start MATERIAL PROVIDED

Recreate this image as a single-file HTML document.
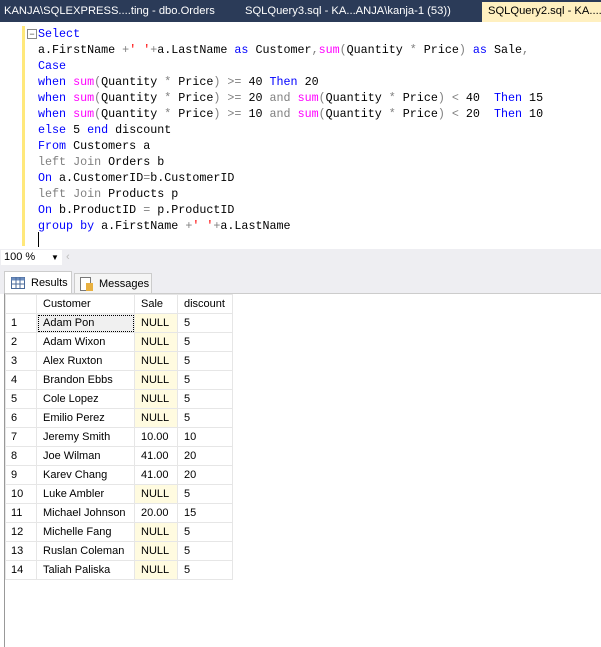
<!DOCTYPE html>
<html><head><style>
body{margin:0;width:601px;height:646px;overflow:hidden;background:#fff;font-family:"Liberation Sans",sans-serif;position:relative}
.tabbar{position:absolute;left:0;top:0;width:601px;height:22px;background:#2b3b58;color:#fff;font-size:11.2px;white-space:nowrap}
.tabbar span{position:absolute;top:5px}
.active{position:absolute;left:482px;top:2px;width:119px;height:20px;background:#fff0c0;color:#000;overflow:hidden}
.yb{position:absolute;left:22px;top:26px;width:3px;height:220px;background:#ffe87a}
.code{position:absolute;left:38px;top:26px;font-family:"Liberation Mono",monospace;font-size:11.7px;line-height:16px;white-space:pre;color:#000}
.k{color:#0000ff}.f{color:#ff00ff}.g{color:#808080}.r{color:#ff0000}.c{color:#008080}
.fold{position:absolute;left:27px;top:29px;width:8px;height:8px;border:1px solid #888;font-size:9px;line-height:8px;text-align:center;color:#444}
.zoombar{position:absolute;left:0;top:249px;width:601px;height:18px;background:#eeeef2}
.zsel{position:absolute;left:1px;top:250px;width:58px;height:15px;background:#fff;font-size:11px;line-height:15px;padding-left:3px}
.rtabs{position:absolute;left:0;top:267px;width:601px;height:27px;background:#eeeef2}
.rt{position:absolute;top:273px;height:20px;font-size:11px;line-height:20px;background:#f5f5f5;border:1px solid #ccc;border-bottom:none;white-space:nowrap}
.panel{position:absolute;left:4px;top:293px;width:597px;height:353px;border-left:1px solid #999;border-top:1px solid #ccc}
table{position:absolute;left:5px;top:294px;border-collapse:collapse;font-size:11px;white-space:nowrap}
td{height:18px;border:1px solid #e6e6e6;padding:0 0 0 6px;overflow:hidden}
td:nth-child(1){width:25px;padding-left:5px}
td:nth-child(2){width:91px}
td:nth-child(3){width:36px;background:#fffbe0}
td:nth-child(4){width:48px}
tr:first-child td{background:#fff}
</style></head><body>
<div class="tabbar"><span style="left:4px">KANJA\SQLEXPRESS....ting - dbo.Orders</span><span style="left:245px">SQLQuery3.sql - KA...ANJA\kanja-1 (53))</span><div class="active"><span style="left:6px;top:3px">SQLQuery2.sql - KA....</span></div></div>
<div class="yb"></div>
<div class="fold">−</div>
<div class="code"><span class="k">Select</span>
a.FirstName <span class="g">+</span><span class="r">' '</span><span class="g">+</span>a.LastName <span class="k">as</span> Customer<span class="g">,</span><span class="f">sum</span><span class="g">(</span>Quantity <span class="g">*</span> Price<span class="g">)</span> <span class="k">as</span> Sale<span class="g">,</span>
<span class="k">Case</span>
<span class="k">when</span> <span class="f">sum</span><span class="g">(</span>Quantity <span class="g">*</span> Price<span class="g">)</span> <span class="g">&gt;=</span> 40 <span class="k">Then</span> 20
<span class="k">when</span> <span class="f">sum</span><span class="g">(</span>Quantity <span class="g">*</span> Price<span class="g">)</span> <span class="g">&gt;=</span> 20 <span class="g">and</span> <span class="f">sum</span><span class="g">(</span>Quantity <span class="g">*</span> Price<span class="g">)</span> <span class="g">&lt;</span> 40  <span class="k">Then</span> 15
<span class="k">when</span> <span class="f">sum</span><span class="g">(</span>Quantity <span class="g">*</span> Price<span class="g">)</span> <span class="g">&gt;=</span> 10 <span class="g">and</span> <span class="f">sum</span><span class="g">(</span>Quantity <span class="g">*</span> Price<span class="g">)</span> <span class="g">&lt;</span> 20  <span class="k">Then</span> 10
<span class="k">else</span> 5 <span class="k">end</span> discount
<span class="k">From</span> Customers a
<span class="g">left</span> <span class="g">Join</span> Orders b
<span class="k">On</span> a.CustomerID<span class="g">=</span>b.CustomerID
<span class="g">left</span> <span class="g">Join</span> Products p
<span class="k">On</span> b.ProductID <span class="g">=</span> p.ProductID
<span class="k">group</span> <span class="k">by</span> a.FirstName <span class="g">+</span><span class="r">' '</span><span class="g">+</span>a.LastName</div>
<div style="position:absolute;left:38px;top:232px;width:1px;height:15px;background:#000"></div>
<div class="zoombar"></div>
<div class="zsel">100 %<span style="position:absolute;left:50px;font-size:8px">▼</span></div>
<div style="position:absolute;left:66px;top:251px;color:#bbb;font-size:11px">‹</div>
<div class="rtabs"></div>
<div class="rt" style="left:4px;width:66px;background:#fff;top:271px;height:23px">
<svg style="position:absolute;left:6px;top:5px" width="14" height="12"><rect x="0.5" y="0.5" width="13" height="11" fill="#fff" stroke="#4a6a9a"/><rect x="0.5" y="0.5" width="13" height="3" fill="#6d8fc0"/><path d="M5 0v12M9 0v12M0 7h14" stroke="#4a6a9a"/></svg>
<span style="position:absolute;left:26px;top:1px">Results</span></div>
<div class="rt" style="left:74px;width:76px">
<svg style="position:absolute;left:5px;top:3px" width="14" height="15"><rect x="0.5" y="0.5" width="10" height="13" fill="#fff" stroke="#777"/><rect x="6" y="6" width="7" height="8" fill="#e8b040"/></svg>
<span style="position:absolute;left:24px;top:0px">Messages</span></div>
<div class="panel"></div>
<table>
<tr><td></td><td>Customer</td><td>Sale</td><td>discount</td></tr>
<tr><td>1</td><td style="outline:1px dotted #000;outline-offset:-2px;background:#f0f0f0">Adam Pon</td><td>NULL</td><td>5</td></tr>
<tr><td>2</td><td>Adam Wixon</td><td>NULL</td><td>5</td></tr>
<tr><td>3</td><td>Alex Ruxton</td><td>NULL</td><td>5</td></tr>
<tr><td>4</td><td>Brandon Ebbs</td><td>NULL</td><td>5</td></tr>
<tr><td>5</td><td>Cole Lopez</td><td>NULL</td><td>5</td></tr>
<tr><td>6</td><td>Emilio Perez</td><td>NULL</td><td>5</td></tr>
<tr><td>7</td><td>Jeremy Smith</td><td style="background:#fff">10.00</td><td>10</td></tr>
<tr><td>8</td><td>Joe Wilman</td><td style="background:#fff">41.00</td><td>20</td></tr>
<tr><td>9</td><td>Karev Chang</td><td style="background:#fff">41.00</td><td>20</td></tr>
<tr><td>10</td><td>Luke Ambler</td><td>NULL</td><td>5</td></tr>
<tr><td>11</td><td>Michael Johnson</td><td style="background:#fff">20.00</td><td>15</td></tr>
<tr><td>12</td><td>Michelle Fang</td><td>NULL</td><td>5</td></tr>
<tr><td>13</td><td>Ruslan Coleman</td><td>NULL</td><td>5</td></tr>
<tr><td>14</td><td>Taliah Paliska</td><td>NULL</td><td>5</td></tr>
</table>
</body></html>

end MATERIAL PROVIDED

:: STATED EXERCISE ::
Write out the listing above exactly as it stands, pictures excluded.

:: FINAL RESULT ::
Recreate this image as a single-file HTML document.
<!DOCTYPE html>
<html><head><style>
body{margin:0;width:601px;height:646px;overflow:hidden;background:#fff;font-family:"Liberation Sans",sans-serif;position:relative}
.tabbar{position:absolute;left:0;top:0;width:601px;height:22px;background:#2b3b58;color:#fff;font-size:11.2px;white-space:nowrap}
.tabbar span{position:absolute;top:5px}
.active{position:absolute;left:482px;top:2px;width:119px;height:20px;background:#fff0c0;color:#000;overflow:hidden}
.yb{position:absolute;left:22px;top:26px;width:3px;height:220px;background:#ffe87a}
.code{position:absolute;left:38px;top:26px;font-family:"Liberation Mono",monospace;font-size:11.7px;line-height:16px;white-space:pre;color:#000}
.k{color:#0000ff}.f{color:#ff00ff}.g{color:#808080}.r{color:#ff0000}.c{color:#008080}
.fold{position:absolute;left:27px;top:29px;width:8px;height:8px;border:1px solid #888;font-size:9px;line-height:8px;text-align:center;color:#444}
.zoombar{position:absolute;left:0;top:249px;width:601px;height:18px;background:#eeeef2}
.zsel{position:absolute;left:1px;top:250px;width:58px;height:15px;background:#fff;font-size:11px;line-height:15px;padding-left:3px}
.rtabs{position:absolute;left:0;top:267px;width:601px;height:27px;background:#eeeef2}
.rt{position:absolute;top:273px;height:20px;font-size:11px;line-height:20px;background:#f5f5f5;border:1px solid #ccc;border-bottom:none;white-space:nowrap}
.panel{position:absolute;left:4px;top:293px;width:597px;height:353px;border-left:1px solid #999;border-top:1px solid #ccc}
table{position:absolute;left:5px;top:294px;border-collapse:collapse;font-size:11px;white-space:nowrap}
td{height:18px;border:1px solid #e6e6e6;padding:0 0 0 6px;overflow:hidden}
td:nth-child(1){width:25px;padding-left:5px}
td:nth-child(2){width:91px}
td:nth-child(3){width:36px;background:#fffbe0}
td:nth-child(4){width:48px}
tr:first-child td{background:#fff}
</style></head><body>
<div class="tabbar"><span style="left:4px">KANJA\SQLEXPRESS....ting - dbo.Orders</span><span style="left:245px">SQLQuery3.sql - KA...ANJA\kanja-1 (53))</span><div class="active"><span style="left:6px;top:3px">SQLQuery2.sql - KA....</span></div></div>
<div class="yb"></div>
<div class="fold">−</div>
<div class="code"><span class="k">Select</span>
a.FirstName <span class="g">+</span><span class="r">' '</span><span class="g">+</span>a.LastName <span class="k">as</span> Customer<span class="g">,</span><span class="f">sum</span><span class="g">(</span>Quantity <span class="g">*</span> Price<span class="g">)</span> <span class="k">as</span> Sale<span class="g">,</span>
<span class="k">Case</span>
<span class="k">when</span> <span class="f">sum</span><span class="g">(</span>Quantity <span class="g">*</span> Price<span class="g">)</span> <span class="g">&gt;=</span> 40 <span class="k">Then</span> 20
<span class="k">when</span> <span class="f">sum</span><span class="g">(</span>Quantity <span class="g">*</span> Price<span class="g">)</span> <span class="g">&gt;=</span> 20 <span class="g">and</span> <span class="f">sum</span><span class="g">(</span>Quantity <span class="g">*</span> Price<span class="g">)</span> <span class="g">&lt;</span> 40  <span class="k">Then</span> 15
<span class="k">when</span> <span class="f">sum</span><span class="g">(</span>Quantity <span class="g">*</span> Price<span class="g">)</span> <span class="g">&gt;=</span> 10 <span class="g">and</span> <span class="f">sum</span><span class="g">(</span>Quantity <span class="g">*</span> Price<span class="g">)</span> <span class="g">&lt;</span> 20  <span class="k">Then</span> 10
<span class="k">else</span> 5 <span class="k">end</span> discount
<span class="k">From</span> Customers a
<span class="g">left</span> <span class="g">Join</span> Orders b
<span class="k">On</span> a.CustomerID<span class="g">=</span>b.CustomerID
<span class="g">left</span> <span class="g">Join</span> Products p
<span class="k">On</span> b.ProductID <span class="g">=</span> p.ProductID
<span class="k">group</span> <span class="k">by</span> a.FirstName <span class="g">+</span><span class="r">' '</span><span class="g">+</span>a.LastName</div>
<div style="position:absolute;left:38px;top:232px;width:1px;height:15px;background:#000"></div>
<div class="zoombar"></div>
<div class="zsel">100 %<span style="position:absolute;left:50px;font-size:8px">▼</span></div>
<div style="position:absolute;left:66px;top:251px;color:#bbb;font-size:11px">‹</div>
<div class="rtabs"></div>
<div class="rt" style="left:4px;width:66px;background:#fff;top:271px;height:23px">
<svg style="position:absolute;left:6px;top:5px" width="14" height="12"><rect x="0.5" y="0.5" width="13" height="11" fill="#fff" stroke="#4a6a9a"/><rect x="0.5" y="0.5" width="13" height="3" fill="#6d8fc0"/><path d="M5 0v12M9 0v12M0 7h14" stroke="#4a6a9a"/></svg>
<span style="position:absolute;left:26px;top:1px">Results</span></div>
<div class="rt" style="left:74px;width:76px">
<svg style="position:absolute;left:5px;top:3px" width="14" height="15"><rect x="0.5" y="0.5" width="10" height="13" fill="#fff" stroke="#777"/><rect x="6" y="6" width="7" height="8" fill="#e8b040"/></svg>
<span style="position:absolute;left:24px;top:0px">Messages</span></div>
<div class="panel"></div>
<table>
<tr><td></td><td>Customer</td><td>Sale</td><td>discount</td></tr>
<tr><td>1</td><td style="outline:1px dotted #000;outline-offset:-2px;background:#f0f0f0">Adam Pon</td><td>NULL</td><td>5</td></tr>
<tr><td>2</td><td>Adam Wixon</td><td>NULL</td><td>5</td></tr>
<tr><td>3</td><td>Alex Ruxton</td><td>NULL</td><td>5</td></tr>
<tr><td>4</td><td>Brandon Ebbs</td><td>NULL</td><td>5</td></tr>
<tr><td>5</td><td>Cole Lopez</td><td>NULL</td><td>5</td></tr>
<tr><td>6</td><td>Emilio Perez</td><td>NULL</td><td>5</td></tr>
<tr><td>7</td><td>Jeremy Smith</td><td style="background:#fff">10.00</td><td>10</td></tr>
<tr><td>8</td><td>Joe Wilman</td><td style="background:#fff">41.00</td><td>20</td></tr>
<tr><td>9</td><td>Karev Chang</td><td style="background:#fff">41.00</td><td>20</td></tr>
<tr><td>10</td><td>Luke Ambler</td><td>NULL</td><td>5</td></tr>
<tr><td>11</td><td>Michael Johnson</td><td style="background:#fff">20.00</td><td>15</td></tr>
<tr><td>12</td><td>Michelle Fang</td><td>NULL</td><td>5</td></tr>
<tr><td>13</td><td>Ruslan Coleman</td><td>NULL</td><td>5</td></tr>
<tr><td>14</td><td>Taliah Paliska</td><td>NULL</td><td>5</td></tr>
</table>
</body></html>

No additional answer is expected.